▸ **Aim of the task**
In the listing below, pick out lines with "React".
# # # # # # #
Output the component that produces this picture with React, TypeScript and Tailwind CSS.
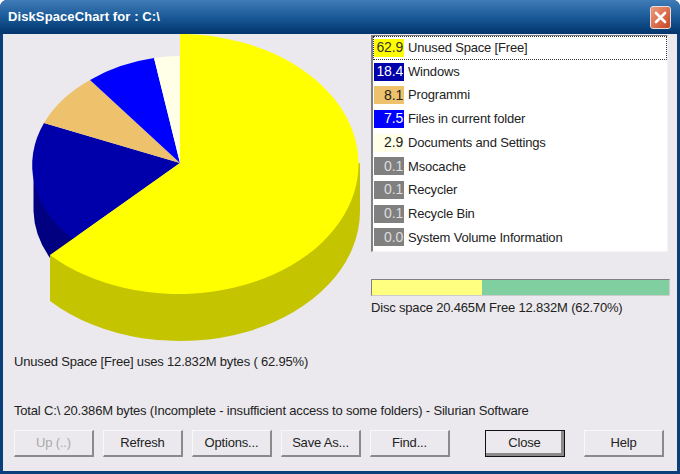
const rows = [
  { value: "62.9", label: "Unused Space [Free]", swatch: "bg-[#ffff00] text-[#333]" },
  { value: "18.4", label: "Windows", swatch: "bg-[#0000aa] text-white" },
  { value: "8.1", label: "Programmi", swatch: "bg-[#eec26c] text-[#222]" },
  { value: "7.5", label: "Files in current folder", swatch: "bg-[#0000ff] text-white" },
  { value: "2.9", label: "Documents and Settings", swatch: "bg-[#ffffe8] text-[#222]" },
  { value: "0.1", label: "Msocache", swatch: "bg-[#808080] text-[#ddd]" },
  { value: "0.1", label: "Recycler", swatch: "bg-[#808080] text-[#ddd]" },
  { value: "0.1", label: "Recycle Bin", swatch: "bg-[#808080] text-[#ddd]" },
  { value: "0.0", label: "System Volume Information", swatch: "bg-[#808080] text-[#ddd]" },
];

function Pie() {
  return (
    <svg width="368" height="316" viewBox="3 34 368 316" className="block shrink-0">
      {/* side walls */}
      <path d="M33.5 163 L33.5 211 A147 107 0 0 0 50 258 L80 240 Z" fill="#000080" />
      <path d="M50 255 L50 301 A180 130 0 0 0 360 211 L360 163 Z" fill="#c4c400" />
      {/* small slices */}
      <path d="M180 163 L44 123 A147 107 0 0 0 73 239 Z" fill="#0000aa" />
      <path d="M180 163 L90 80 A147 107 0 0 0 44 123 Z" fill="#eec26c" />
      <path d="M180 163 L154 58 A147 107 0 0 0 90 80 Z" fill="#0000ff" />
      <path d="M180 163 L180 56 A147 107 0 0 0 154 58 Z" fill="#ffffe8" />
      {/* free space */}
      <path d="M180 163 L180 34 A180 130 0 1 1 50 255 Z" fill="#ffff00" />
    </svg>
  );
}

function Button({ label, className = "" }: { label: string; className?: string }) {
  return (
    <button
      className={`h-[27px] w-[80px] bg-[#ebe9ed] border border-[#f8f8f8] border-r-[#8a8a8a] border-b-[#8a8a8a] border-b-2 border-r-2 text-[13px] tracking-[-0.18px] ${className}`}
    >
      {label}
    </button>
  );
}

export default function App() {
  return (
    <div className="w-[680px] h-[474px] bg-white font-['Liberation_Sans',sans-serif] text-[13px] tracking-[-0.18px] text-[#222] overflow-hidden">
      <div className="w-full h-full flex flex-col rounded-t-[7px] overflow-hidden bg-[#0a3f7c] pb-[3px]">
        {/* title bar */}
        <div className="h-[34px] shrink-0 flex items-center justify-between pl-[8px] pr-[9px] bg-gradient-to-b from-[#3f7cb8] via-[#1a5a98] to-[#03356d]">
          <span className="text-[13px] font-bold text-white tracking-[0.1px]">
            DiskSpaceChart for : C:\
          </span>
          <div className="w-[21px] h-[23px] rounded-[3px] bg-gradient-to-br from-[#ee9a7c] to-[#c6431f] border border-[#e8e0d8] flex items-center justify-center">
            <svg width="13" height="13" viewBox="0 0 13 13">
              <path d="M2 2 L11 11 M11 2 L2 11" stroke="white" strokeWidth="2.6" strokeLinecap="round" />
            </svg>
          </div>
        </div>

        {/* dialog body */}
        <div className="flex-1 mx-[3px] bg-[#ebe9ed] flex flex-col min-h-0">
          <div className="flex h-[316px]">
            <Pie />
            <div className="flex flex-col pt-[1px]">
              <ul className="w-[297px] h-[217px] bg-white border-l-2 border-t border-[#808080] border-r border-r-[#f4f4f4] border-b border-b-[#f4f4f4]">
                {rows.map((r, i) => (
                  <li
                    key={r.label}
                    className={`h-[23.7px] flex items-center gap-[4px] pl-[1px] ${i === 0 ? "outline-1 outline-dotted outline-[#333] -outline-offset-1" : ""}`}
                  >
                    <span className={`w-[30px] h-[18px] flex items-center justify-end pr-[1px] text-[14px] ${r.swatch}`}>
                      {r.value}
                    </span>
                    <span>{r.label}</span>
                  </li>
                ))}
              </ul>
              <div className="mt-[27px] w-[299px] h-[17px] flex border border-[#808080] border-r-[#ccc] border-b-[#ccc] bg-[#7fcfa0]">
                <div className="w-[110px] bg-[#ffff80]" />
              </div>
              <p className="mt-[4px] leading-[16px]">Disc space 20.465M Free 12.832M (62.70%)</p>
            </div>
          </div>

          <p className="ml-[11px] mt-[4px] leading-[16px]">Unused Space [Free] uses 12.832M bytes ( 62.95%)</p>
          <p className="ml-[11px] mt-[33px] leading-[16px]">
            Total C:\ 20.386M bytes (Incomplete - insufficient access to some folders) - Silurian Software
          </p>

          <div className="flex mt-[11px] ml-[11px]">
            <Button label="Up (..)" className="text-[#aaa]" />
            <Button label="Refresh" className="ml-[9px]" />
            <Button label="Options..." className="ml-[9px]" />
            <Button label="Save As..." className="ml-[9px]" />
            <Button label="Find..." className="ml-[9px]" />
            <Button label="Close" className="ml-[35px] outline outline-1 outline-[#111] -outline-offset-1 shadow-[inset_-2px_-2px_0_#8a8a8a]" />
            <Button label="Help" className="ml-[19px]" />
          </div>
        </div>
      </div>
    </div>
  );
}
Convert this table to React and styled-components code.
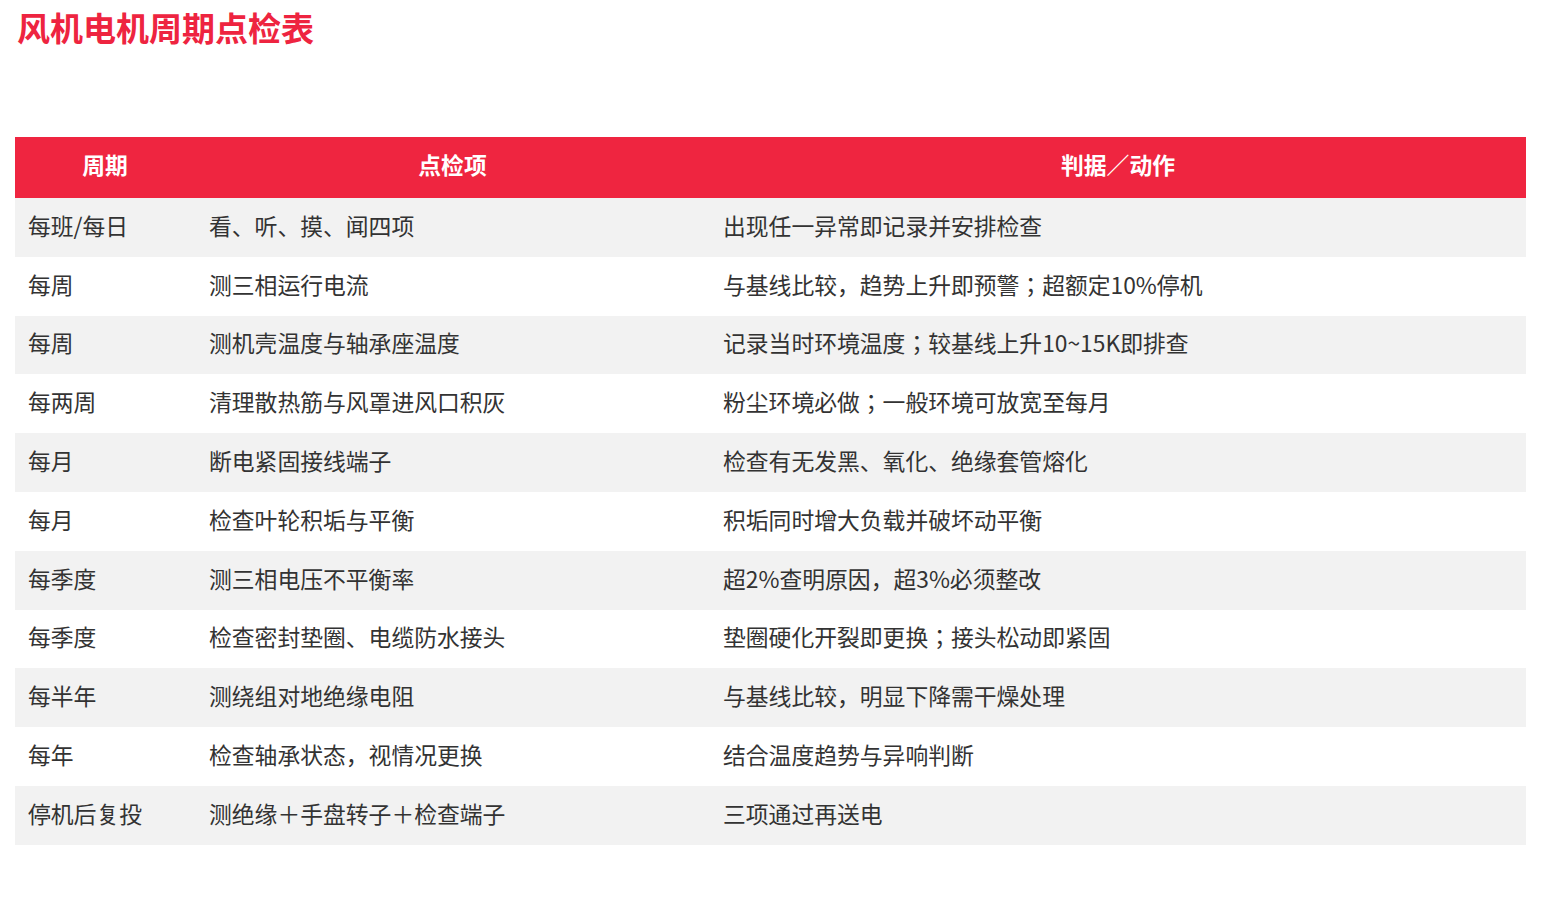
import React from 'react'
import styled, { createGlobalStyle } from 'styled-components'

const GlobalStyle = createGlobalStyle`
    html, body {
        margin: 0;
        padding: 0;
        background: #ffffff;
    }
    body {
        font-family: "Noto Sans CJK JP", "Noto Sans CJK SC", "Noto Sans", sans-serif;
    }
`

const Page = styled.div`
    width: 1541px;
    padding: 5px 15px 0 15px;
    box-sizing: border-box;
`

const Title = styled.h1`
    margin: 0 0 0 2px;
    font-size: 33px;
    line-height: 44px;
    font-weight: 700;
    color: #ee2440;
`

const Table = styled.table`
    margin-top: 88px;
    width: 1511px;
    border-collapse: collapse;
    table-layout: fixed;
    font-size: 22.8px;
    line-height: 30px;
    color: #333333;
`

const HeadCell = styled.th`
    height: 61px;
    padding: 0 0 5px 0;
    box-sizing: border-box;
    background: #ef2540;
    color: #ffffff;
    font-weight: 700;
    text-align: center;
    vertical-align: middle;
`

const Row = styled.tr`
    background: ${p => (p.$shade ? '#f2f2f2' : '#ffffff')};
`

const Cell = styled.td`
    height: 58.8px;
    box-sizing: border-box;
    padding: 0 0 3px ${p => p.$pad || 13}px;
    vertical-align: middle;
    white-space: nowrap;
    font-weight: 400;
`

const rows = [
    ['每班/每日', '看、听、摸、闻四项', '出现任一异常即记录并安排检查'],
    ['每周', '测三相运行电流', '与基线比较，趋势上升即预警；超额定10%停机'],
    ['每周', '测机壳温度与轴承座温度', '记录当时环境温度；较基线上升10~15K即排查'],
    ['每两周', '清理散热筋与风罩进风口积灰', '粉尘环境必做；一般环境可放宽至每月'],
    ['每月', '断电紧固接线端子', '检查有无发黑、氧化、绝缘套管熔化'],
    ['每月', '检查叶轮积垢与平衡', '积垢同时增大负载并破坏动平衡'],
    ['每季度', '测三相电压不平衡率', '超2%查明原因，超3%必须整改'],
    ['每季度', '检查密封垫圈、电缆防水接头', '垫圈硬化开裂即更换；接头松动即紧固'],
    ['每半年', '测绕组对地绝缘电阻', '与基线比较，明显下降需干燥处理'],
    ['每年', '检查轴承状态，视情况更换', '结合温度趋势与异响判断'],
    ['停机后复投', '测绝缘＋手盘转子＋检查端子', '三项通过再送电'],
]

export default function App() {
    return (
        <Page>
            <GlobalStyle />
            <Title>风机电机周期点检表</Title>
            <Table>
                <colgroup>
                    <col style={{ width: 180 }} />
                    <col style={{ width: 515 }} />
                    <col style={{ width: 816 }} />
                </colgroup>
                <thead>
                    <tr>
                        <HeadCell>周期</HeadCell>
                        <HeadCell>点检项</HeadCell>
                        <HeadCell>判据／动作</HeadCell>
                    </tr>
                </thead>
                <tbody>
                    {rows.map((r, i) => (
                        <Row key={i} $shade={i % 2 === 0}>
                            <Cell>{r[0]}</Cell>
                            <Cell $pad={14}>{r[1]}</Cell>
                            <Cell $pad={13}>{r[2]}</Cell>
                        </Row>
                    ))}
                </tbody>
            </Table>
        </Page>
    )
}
# # # # # # #
▸ **Written response**
Output the component that produces this picture with React, TypeScript and Tailwind CSS.
Convert this table to React and styled-components code.
import React from 'react'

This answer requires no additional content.